For my project most of the functionality is rather simple just alot of it. We are using all 6 SPI and 2 I2C busses to connect to 10+ external peripherals. So as you can imagine i just need the HAL SPI transfer function to work (which it does) because ive got 10+ other data sheets to go through at the application level.

Posted on June 15, 2018 at 23:55

Even more than time to market, automated tools such as the Cube cut time from hardware bring-up to actually developing the application. I cannot afford to spend days only to figure out how to start a new chip, set up various clocks and pins.

'Static' manually tuned libraries for other chips do not help - exactly because I have to figure what to change towards new chips ( = read all the manuals...).

The future of automated tools is AI. This is already beginning in other areas and will come to embedded too.

Machines are better in repetitive works, yes. Machines can learn, do not forget, know all the specs, manuals and errata.

First AI based tools likely will be too heavy to install on developer's machine and will run on cloud.

This is why I proposed to ST to make an experimental 'CubeMX online'. Because it would be deployed in a central location, development and bug fixes can roll forward fast. Feedback from users also will be collected faster. Later they could add some 'intelligence'.

-- pa

Posted on June 16, 2018 at 18:33

Alan Chambers

A template or block or a ready function in my understanding is part of a large one, with a direct prohibition of entering erroneous data. This is when you do not have a choice in using other data - except those that are allowed by the template.

In C ++ tool mode, you'll need to describe all the uses of the template, it's a lot of code. But even a large number of data entry rules - does not solve the error problem.
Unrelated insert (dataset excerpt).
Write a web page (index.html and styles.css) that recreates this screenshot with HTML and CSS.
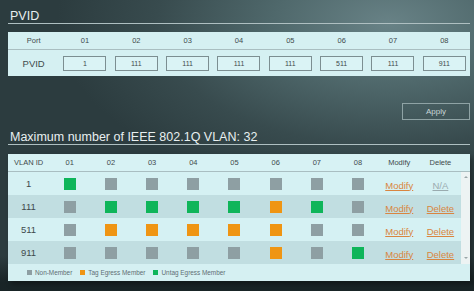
FILE: index.html
```html
<!doctype html>
<html>
    <head>
        <link rel="stylesheet" href="styles.css">
    </head>
    <body>
        <div class="page">
            <h2 class="title">PVID</h2>
            <div class="panel pvid">
                <div class="pvid-row head">
                    <div>Port</div>
                    <div>01</div><div>02</div><div>03</div><div>04</div>
                    <div>05</div><div>06</div><div>07</div><div>08</div>
                </div>
                <div class="pvid-row values">
                    <div class="label">PVID</div>
                    <div><span class="box">1</span></div>
                    <div><span class="box">111</span></div>
                    <div><span class="box">111</span></div>
                    <div><span class="box">111</span></div>
                    <div><span class="box">111</span></div>
                    <div><span class="box">511</span></div>
                    <div><span class="box">111</span></div>
                    <div><span class="box">911</span></div>
                </div>
            </div>

            <div class="actions">
                <button class="apply">Apply</button>
            </div>

            <h2 class="title">Maximum number of IEEE 802.1Q VLAN: 32</h2>
            <div class="panel vlan">
                <div class="vlan-head">
                    <div class="vlan-row">
                        <div>VLAN ID</div>
                        <div>01</div><div>02</div><div>03</div><div>04</div>
                        <div>05</div><div>06</div><div>07</div><div>08</div>
                        <div>Modify</div><div>Delete</div>
                    </div>
                </div>
                <div class="vlan-body">
                    <div class="rows">
                        <div class="vlan-row">
                            <div class="id">1</div>
                            <div><i class="sq u"></i></div>
                            <div><i class="sq n"></i></div>
                            <div><i class="sq n"></i></div>
                            <div><i class="sq n"></i></div>
                            <div><i class="sq n"></i></div>
                            <div><i class="sq n"></i></div>
                            <div><i class="sq n"></i></div>
                            <div><i class="sq n"></i></div>
                            <div><a class="link">Modify</a></div>
                            <div><a class="link off">N/A</a></div>
                        </div>
                        <div class="vlan-row dark">
                            <div class="id">111</div>
                            <div><i class="sq n"></i></div>
                            <div><i class="sq u"></i></div>
                            <div><i class="sq u"></i></div>
                            <div><i class="sq u"></i></div>
                            <div><i class="sq u"></i></div>
                            <div><i class="sq t"></i></div>
                            <div><i class="sq u"></i></div>
                            <div><i class="sq n"></i></div>
                            <div><a class="link">Modify</a></div>
                            <div><a class="link">Delete</a></div>
                        </div>
                        <div class="vlan-row">
                            <div class="id">511</div>
                            <div><i class="sq n"></i></div>
                            <div><i class="sq t"></i></div>
                            <div><i class="sq t"></i></div>
                            <div><i class="sq t"></i></div>
                            <div><i class="sq t"></i></div>
                            <div><i class="sq t"></i></div>
                            <div><i class="sq n"></i></div>
                            <div><i class="sq n"></i></div>
                            <div><a class="link">Modify</a></div>
                            <div><a class="link">Delete</a></div>
                        </div>
                        <div class="vlan-row dark">
                            <div class="id">911</div>
                            <div><i class="sq n"></i></div>
                            <div><i class="sq n"></i></div>
                            <div><i class="sq n"></i></div>
                            <div><i class="sq n"></i></div>
                            <div><i class="sq n"></i></div>
                            <div><i class="sq t"></i></div>
                            <div><i class="sq n"></i></div>
                            <div><i class="sq u"></i></div>
                            <div><a class="link">Modify</a></div>
                            <div><a class="link">Delete</a></div>
                        </div>
                    </div>
                    <div class="scrollbar">
                        <span class="arrow up"></span>
                        <span class="arrow down"></span>
                    </div>
                </div>
                <div class="legend">
                    <span><i class="mini n"></i>Non-Member</span>
                    <span><i class="mini t"></i>Tag Egress Member</span>
                    <span><i class="mini u"></i>Untag Egress Member</span>
                </div>
            </div>
        </div>
    </body>
</html>
```

FILE: styles.css
```css
* {
    margin: 0;
    padding: 0;
    box-sizing: border-box;
}
html,
body {
    width: 474px;
    height: 291px;
    overflow: hidden;
}
body {
    font-family: "Liberation Sans", Arial, sans-serif;
    color: #3f4a4c;
    background:
        linear-gradient(to bottom, rgba(20, 30, 32, 0) 0%, rgba(20, 30, 32, 0) 88%, rgba(20, 30, 32, 0.8) 97%),
        radial-gradient(ellipse 70% 60% at 82% 8%, #688286 0%, #4f686b 35%, #384b4e 70%, #2c3c3f 100%);
}
.page {
    padding: 0 4px 0 8px;
}
.title {
    padding: 9px 0 0 2px;
    font-size: 12.5px;
    line-height: 14px;
    font-weight: normal;
    color: #e8eff0;
    border-bottom: 1px solid #aebfc1;
}
.panel {
    margin-top: 8px;
    background: #d5f0f2;
}

/* pvid */
.pvid-row {
    display: grid;
    grid-template-columns: repeat(9, 1fr);
    align-items: center;
    text-align: center;
}
.pvid-row.head {
    height: 18px;
    font-size: 7.5px;
    border-bottom: 1px solid #a9bec1;
}
.pvid-row.values {
    height: 26px;
}
.pvid-row .label {
    font-size: 9.5px;
}
.box {
    display: block;
    width: 43px;
    height: 15px;
    margin: 0 auto;
    border: 1px solid #7c8e91;
    background: #daf3f5;
    font-size: 7px;
    line-height: 13px;
}

.actions {
    display: flex;
    justify-content: flex-end;
    padding-top: 27px;
}
.apply {
    width: 68px;
    height: 17px;
    background: transparent;
    border: 1px solid #8fa3a5;
    color: #c9d6d7;
    font-family: inherit;
    font-size: 8px;
}
.actions + .title {
    padding-top: 10px;
}

/* vlan table */
.vlan {
    margin-top: 9px;
    box-shadow: 3px 3px 5px rgba(0, 0, 0, 0.35);
}
.vlan-head {
    height: 18px;
    background: #d7f2f4;
    border-bottom: 1px solid #a9bec1;
}
.vlan-head .vlan-row {
    height: 17px;
    font-size: 7.5px;
}
.vlan-row {
    width: 453px;
    display: grid;
    grid-template-columns: repeat(11, 1fr);
    align-items: center;
    text-align: center;
}
.vlan-body {
    display: flex;
}
.rows .vlan-row {
    height: 23px;
    background: #d5f1f3;
}
.rows .vlan-row.dark {
    background: #c1dee1;
}
.id {
    font-size: 9.5px;
}
.sq {
    display: block;
    width: 12px;
    height: 12px;
    margin: 0 auto;
}
.n {
    background: #8e9fa3;
}
.t {
    background: #ef9513;
}
.u {
    background: #0fb55a;
}
.link {
    font-size: 9.5px;
    color: #d98540;
    text-decoration: underline;
}
.link.off {
    color: #9aabaf;
}
.scrollbar {
    width: 9px;
    background: #edf3f3;
    display: flex;
    flex-direction: column;
    justify-content: space-between;
    align-items: center;
    padding: 4px 0 5px;
}
.arrow {
    width: 0;
    height: 0;
    border-left: 2px solid transparent;
    border-right: 2px solid transparent;
}
.arrow.up {
    border-bottom: 2px solid #9aa6a8;
}
.arrow.down {
    border-top: 2px solid #9aa6a8;
}
.legend {
    height: 17px;
    display: flex;
    align-items: center;
    gap: 8px;
    padding-left: 19px;
    font-size: 6.4px;
    color: #5e6e72;
}
.legend span {
    display: flex;
    align-items: center;
}
.mini {
    width: 5px;
    height: 5px;
    margin-right: 3px;
}
```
This property of the flexibility of the C ++ language itself, you can almost everything and a little more.

Note on the function used:

Functions set, reset, toggle - must use the read register GPIOx_IDR, and write to GPIOx_BSRR. In this way, you can change the value of the individual lines of the selected port, without affecting neighboring lines. Even in the mode of simultaneous treatment from different tasks, and interrupts.

This is the case when you need to read the documentation first, do it once and do not think about how it works.

But you missed this stage, and used a ready-made solution - this is the problem.

With this approach, nothing good will come out.
Posted on June 16, 2018 at 18:59

It looks like things are going to the direction where embedded SW only handles the HW and communicates with the net. The clouds then do the processing.

Posted on June 16, 2018 at 19:37

>> With this approach, nothing good will come out.

This is contrary to my experience. Do you use C++ much? I use it exclusively for development on Cortex-M processors, and have done so for many years without any troubles whatsoever. C++ is an excellent choice for embedded software development, and far superior to C. C does have more ubiquitous compiler support, but ARMs have excellent compilers, so this is not an issue here.

My aim is to create abstractions which makes life easier, not harder. My template library is only an experiment: it has some promising features, but I'm not convinced it will all work out. The basic goal is to create a typesafe and intuitive replacement for CMSIS. This is actually quite easy, definitely worth doing, and the code is smaller than the equivalent C. The secondary goal is capturing all the metadata dependencies such as which RCC bit to set to enable a given peripheral. This is achievable, but preventing or detecting all invalid usages at compile time is not so straightforward. I definitely do not want to disappear down the incomprehensible rabbit hole of template metaprogramming: there is rather too much of that around already.

As for the toy digital output implementation, there is more than one way do things: for all you know, the ODR implementation uses bit banding (this is an option in the library). But I accept the point about IDR: I goofed a little. But it does rather seem that you've missed the point. A suite of ready made solutions (however they might be implemented), at least for lots of the common hardware use cases is, I believe, precisely what is missing at the moment.

Al